When young people stand for their beliefs and understand the impact of their voices, they can represent their families and communities with pride, courage, and ability. Youth as advocates take action throughout our communities and society already. When this is deliberately created as a strategy for social change, the world can change together.
“Never be afraid to raise your voice for honesty and truth and compassion against injustice and lying and greed. If people all over the world…would do this, it would change the earth.” ― William Faulkner
Ways Youth Engagement Happens through Advocacy
Youth Protesters — Acting alone or as a group, with or without adults, young people constantly protest injustice, intolerance and disengagement throughout our communities. There are many ways youth protest, including boycotts, civil disobedience, demonstrations, fasting and hunger strikes, marches, petitions, and strikes. They also hold teach-ins, occupy physical spaces, participate in culture jamming activities, and more.
Restorative Justice — Restorative justice can be a youth-led approach to resolving conflict in schools and throughout communities.

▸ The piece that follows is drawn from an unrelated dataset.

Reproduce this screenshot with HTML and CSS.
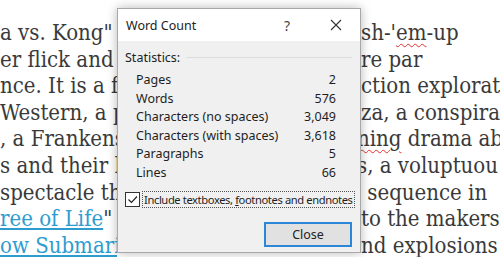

It holds meaningful action in the center of a nonviolent process that engages youth as planners, facilitators and evaluators throughout the entirety of the process.
Youth-Led Community Organizing — When young people intentionally rally people of any age towards any cause focused on social justice and empowerment, they are acting as community organizers. Their efforts can transform individual attitudes, shared culture and entire systems that affect them, their communities, and all of society.
Tools for Youth Engagement through Advocacy
Education — Learning about social justice, empowerment, equity and other topics can form an important knowledge base for youth as advocates. Identifying the skills they can use can lead to education about advocacy techniques, communication methods, problem solving and other tactics necessary for social change. All of this can happen through youth/adult partnerships, or through youth-led programming.
Communication Devices — Using social media, texting and other communication devices as tools for advocacy can empower children and youth to create large-scale social transformation. Access to these tools can be vital to lifting up, sustaining, and scaling down youth advocacy.
Organizational Support — Youth as advocates do not have to have any organization behind them to substantiate their efforts and actions. However, this tool can be important for moving processes forward, interpreting systems and structures that are the targets of transformation, and more.
You Might Like…
- YEA Camp – Youth Empowered Action (YEA) Camp, was founded in 2009. It is a life changing camp for world changing teens. Our week long overnight camps are for 12-17 year olds who want to make the world a better place. Whether they care about climate change, bullying, homelessness, animal cruelty, gay rights, all of the above, or another important issue, YEA Camp will help them make an even bigger difference on the cause of their choice. We have campers from all over the country attend our camp. In 2016, YEA Camp sessions will be held in Massachusetts, New York, and California. YEA Camp is committed to empowering the youth into action around their cause.
- “Engaging Youth as Advocates for Peace & Security” by Women in Alternative Action
- “UN Malala Day: Youth as Advocates for Education” by Ama Owusu-Darko for Huffington Post
- “Safety First: New Courses Turn Youth into Advocates” by NCFY regarding commercial sexual exploitation and trafficking, runaway and homeless youth and trauma-informed care
Other tools are out there, too – share your thoughts in the comments below! For more information about how The Freechild Project can support youth engagement in advocacy in your community or organization, contact us.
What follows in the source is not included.